▶ **Your objective**:
Your task is to transcribe all of the data below exactly, omitting the images.

○ ○ ○

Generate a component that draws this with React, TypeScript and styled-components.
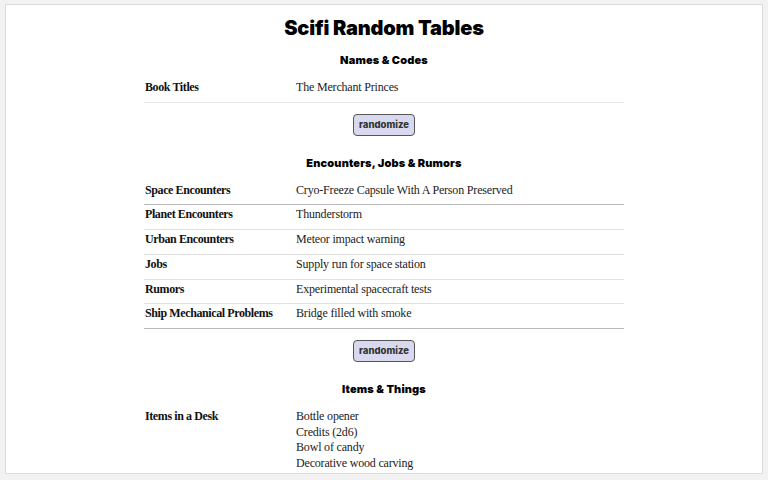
import React from "react";
import styled, { createGlobalStyle } from "styled-components";

const Global = createGlobalStyle`
  html, body { margin: 0; padding: 0; }
  body {
    background: #f2f2f2;
    font-family: "Liberation Serif", "DejaVu Serif", serif;
    color: #111;
  }
`;

const Page = styled.div`
  padding: 4px 5px 0 5px;
  height: 480px;
  box-sizing: border-box;
`;

const Card = styled.main`
  background: #fff;
  border: 1px solid #dcdcdc;
  height: 470px;
  box-sizing: border-box;
  overflow: hidden;
  padding-top: 11px;
`;

const Title = styled.h1`
  margin: 0 0 13px;
  text-align: center;
  font-family: Inter, "DejaVu Sans", sans-serif;
  font-weight: 900;
  font-size: 20px;
  line-height: 24px;
  letter-spacing: -0.2px;
  color: #000;
`;

const SectionTitle = styled.h2`
  margin: 0 0 11px;
  text-align: center;
  font-family: Inter, "DejaVu Sans", sans-serif;
  font-weight: 900;
  font-size: 11px;
  line-height: 14px;
  letter-spacing: 0.15px;
  color: #000;
`;

const Table = styled.div`
  width: 480px;
  margin: 0 auto;
  display: flex;
  flex-direction: column;
`;

const Row = styled.div<{ $line: string }>`
  display: grid;
  grid-template-columns: 151px 1fr;
  padding: 2px 0 6px 1px;
  border-bottom: 1px solid ${(p) => p.$line};
  font-size: 12px;
  line-height: 15.7px;
`;

const PlainRow = styled(Row)`
  border-bottom: none;
`;

const Label = styled.div`
  font-weight: bold;
  letter-spacing: -0.4px;
`;

const Value = styled.div`
  color: #222;
  letter-spacing: -0.18px;
`;

const ButtonBar = styled.div`
  display: flex;
  justify-content: center;
  margin: 11px 0 20px;
`;

const Button = styled.button`
  width: 62px;
  height: 22px;
  padding: 0;
  background: #d8d9ee;
  border: 1px solid #555;
  border-radius: 4px;
  font-family: Inter, "DejaVu Sans", sans-serif;
  font-weight: 800;
  font-size: 9.5px;
  color: #333;
  cursor: pointer;
`;

type Entry = { label: string; value: string };

const encounters: Entry[] = [
  { label: "Space Encounters", value: "Cryo-Freeze Capsule With A Person Preserved" },
  { label: "Planet Encounters", value: "Thunderstorm" },
  { label: "Urban Encounters", value: "Meteor impact warning" },
  { label: "Jobs", value: "Supply run for space station" },
  { label: "Rumors", value: "Experimental spacecraft tests" },
  { label: "Ship Mechanical Problems", value: "Bridge filled with smoke" },
];

const deskItems = ["Bottle opener", "Credits (2d6)", "Bowl of candy", "Decorative wood carving"];

function lineColor(i: number, n: number) {
  return i === 0 || i === n - 1 ? "#b9b9b9" : "#e2e2e2";
}

export default function App() {
  return (
    <>
      <Global />
      <Page>
        <Card>
          <Title>Scifi Random Tables</Title>

          <SectionTitle>Names &amp; Codes</SectionTitle>
          <Table>
            <Row $line="#e6e6e6">
              <Label>Book Titles</Label>
              <Value>The Merchant Princes</Value>
            </Row>
          </Table>
          <ButtonBar>
            <Button>randomize</Button>
          </ButtonBar>

          <SectionTitle>Encounters, Jobs &amp; Rumors</SectionTitle>
          <Table>
            {encounters.map((e, i) => (
              <Row key={e.label} $line={lineColor(i, encounters.length)}>
                <Label>{e.label}</Label>
                <Value>{e.value}</Value>
              </Row>
            ))}
          </Table>
          <ButtonBar>
            <Button>randomize</Button>
          </ButtonBar>

          <SectionTitle>Items &amp; Things</SectionTitle>
          <Table>
            <PlainRow $line="transparent">
              <Label>Items in a Desk</Label>
              <Value>
                {deskItems.map((d) => (
                  <div key={d}>{d}</div>
                ))}
              </Value>
            </PlainRow>
          </Table>
        </Card>
      </Page>
    </>
  );
}
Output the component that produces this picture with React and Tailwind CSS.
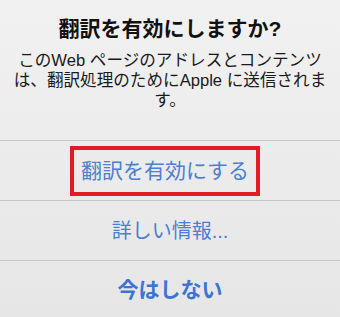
import React from 'react';

const font = { fontFamily: '"Liberation Sans", "Noto Sans CJK JP", sans-serif' };

export default function App() {
  return (
    <div
      className="w-[340px] h-[317px] overflow-hidden bg-gradient-to-b from-[#f1f1f1] to-[#e6e6e6] text-center"
      style={font}
    >
      {/* Header */}
      <div className="h-[140px] pt-[16px]">
        <h1 className="text-[21px] leading-[26px] font-bold text-[#111] whitespace-nowrap">翻訳を有効にしますか?</h1>
        <p className="mt-[9px] text-[16.6px] leading-[20px] text-[#1a1a1a] whitespace-nowrap">
          このWeb ページのアドレスとコンテンツ
          <br />
          は、翻訳処理のためにApple に送信されま
          <br />
          す。
        </p>
      </div>

      {/* Actions */}
      <div className="border-t border-[#c6c6c6] h-[60px] flex items-center justify-center">
        <span className="inline-flex items-center h-[50px] px-[7px] mr-[10px] border-4 border-[#e31b23] text-[21px] leading-none text-[#4a7fd2] whitespace-nowrap">
          翻訳を有効にする
        </span>
      </div>
      <div className="border-t border-[#c6c6c6] h-[60px] flex items-center justify-center">
        <span className="text-[20px] leading-none text-[#4a7fd2] whitespace-nowrap">詳しい情報...</span>
      </div>
      <div className="border-t border-[#c6c6c6] h-[60px] flex items-center justify-center pb-[2px]">
        <span className="text-[21px] leading-none font-bold text-[#3b74d4] whitespace-nowrap">今はしない</span>
      </div>
    </div>
  );
}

○ ○ ○

▶ **Complete response**:
Generate a component that draws this with React, TypeScript and styled-components.
import React from "react";
import styled, { createGlobalStyle } from "styled-components";

const Global = createGlobalStyle`
  html, body { margin: 0; padding: 0; }
  body {
    background: #f2f2f2;
    font-family: "Liberation Serif", "DejaVu Serif", serif;
    color: #111;
  }
`;

const Page = styled.div`
  padding: 4px 5px 0 5px;
  height: 480px;
  box-sizing: border-box;
`;

const Card = styled.main`
  background: #fff;
  border: 1px solid #dcdcdc;
  height: 470px;
  box-sizing: border-box;
  overflow: hidden;
  padding-top: 11px;
`;

const Title = styled.h1`
  margin: 0 0 13px;
  text-align: center;
  font-family: Inter, "DejaVu Sans", sans-serif;
  font-weight: 900;
  font-size: 20px;
  line-height: 24px;
  letter-spacing: -0.2px;
  color: #000;
`;

const SectionTitle = styled.h2`
  margin: 0 0 11px;
  text-align: center;
  font-family: Inter, "DejaVu Sans", sans-serif;
  font-weight: 900;
  font-size: 11px;
  line-height: 14px;
  letter-spacing: 0.15px;
  color: #000;
`;

const Table = styled.div`
  width: 480px;
  margin: 0 auto;
  display: flex;
  flex-direction: column;
`;

const Row = styled.div<{ $line: string }>`
  display: grid;
  grid-template-columns: 151px 1fr;
  padding: 2px 0 6px 1px;
  border-bottom: 1px solid ${(p) => p.$line};
  font-size: 12px;
  line-height: 15.7px;
`;

const PlainRow = styled(Row)`
  border-bottom: none;
`;

const Label = styled.div`
  font-weight: bold;
  letter-spacing: -0.4px;
`;

const Value = styled.div`
  color: #222;
  letter-spacing: -0.18px;
`;

const ButtonBar = styled.div`
  display: flex;
  justify-content: center;
  margin: 11px 0 20px;
`;

const Button = styled.button`
  width: 62px;
  height: 22px;
  padding: 0;
  background: #d8d9ee;
  border: 1px solid #555;
  border-radius: 4px;
  font-family: Inter, "DejaVu Sans", sans-serif;
  font-weight: 800;
  font-size: 9.5px;
  color: #333;
  cursor: pointer;
`;

type Entry = { label: string; value: string };

const encounters: Entry[] = [
  { label: "Space Encounters", value: "Cryo-Freeze Capsule With A Person Preserved" },
  { label: "Planet Encounters", value: "Thunderstorm" },
  { label: "Urban Encounters", value: "Meteor impact warning" },
  { label: "Jobs", value: "Supply run for space station" },
  { label: "Rumors", value: "Experimental spacecraft tests" },
  { label: "Ship Mechanical Problems", value: "Bridge filled with smoke" },
];

const deskItems = ["Bottle opener", "Credits (2d6)", "Bowl of candy", "Decorative wood carving"];

function lineColor(i: number, n: number) {
  return i === 0 || i === n - 1 ? "#b9b9b9" : "#e2e2e2";
}

export default function App() {
  return (
    <>
      <Global />
      <Page>
        <Card>
          <Title>Scifi Random Tables</Title>

          <SectionTitle>Names &amp; Codes</SectionTitle>
          <Table>
            <Row $line="#e6e6e6">
              <Label>Book Titles</Label>
              <Value>The Merchant Princes</Value>
            </Row>
          </Table>
          <ButtonBar>
            <Button>randomize</Button>
          </ButtonBar>

          <SectionTitle>Encounters, Jobs &amp; Rumors</SectionTitle>
          <Table>
            {encounters.map((e, i) => (
              <Row key={e.label} $line={lineColor(i, encounters.length)}>
                <Label>{e.label}</Label>
                <Value>{e.value}</Value>
              </Row>
            ))}
          </Table>
          <ButtonBar>
            <Button>randomize</Button>
          </ButtonBar>

          <SectionTitle>Items &amp; Things</SectionTitle>
          <Table>
            <PlainRow $line="transparent">
              <Label>Items in a Desk</Label>
              <Value>
                {deskItems.map((d) => (
                  <div key={d}>{d}</div>
                ))}
              </Value>
            </PlainRow>
          </Table>
        </Card>
      </Page>
    </>
  );
}
Output the component that produces this picture with React and Tailwind CSS.
import React from 'react';

const font = { fontFamily: '"Liberation Sans", "Noto Sans CJK JP", sans-serif' };

export default function App() {
  return (
    <div
      className="w-[340px] h-[317px] overflow-hidden bg-gradient-to-b from-[#f1f1f1] to-[#e6e6e6] text-center"
      style={font}
    >
      {/* Header */}
      <div className="h-[140px] pt-[16px]">
        <h1 className="text-[21px] leading-[26px] font-bold text-[#111] whitespace-nowrap">翻訳を有効にしますか?</h1>
        <p className="mt-[9px] text-[16.6px] leading-[20px] text-[#1a1a1a] whitespace-nowrap">
          このWeb ページのアドレスとコンテンツ
          <br />
          は、翻訳処理のためにApple に送信されま
          <br />
          す。
        </p>
      </div>

      {/* Actions */}
      <div className="border-t border-[#c6c6c6] h-[60px] flex items-center justify-center">
        <span className="inline-flex items-center h-[50px] px-[7px] mr-[10px] border-4 border-[#e31b23] text-[21px] leading-none text-[#4a7fd2] whitespace-nowrap">
          翻訳を有効にする
        </span>
      </div>
      <div className="border-t border-[#c6c6c6] h-[60px] flex items-center justify-center">
        <span className="text-[20px] leading-none text-[#4a7fd2] whitespace-nowrap">詳しい情報...</span>
      </div>
      <div className="border-t border-[#c6c6c6] h-[60px] flex items-center justify-center pb-[2px]">
        <span className="text-[21px] leading-none font-bold text-[#3b74d4] whitespace-nowrap">今はしない</span>
      </div>
    </div>
  );
}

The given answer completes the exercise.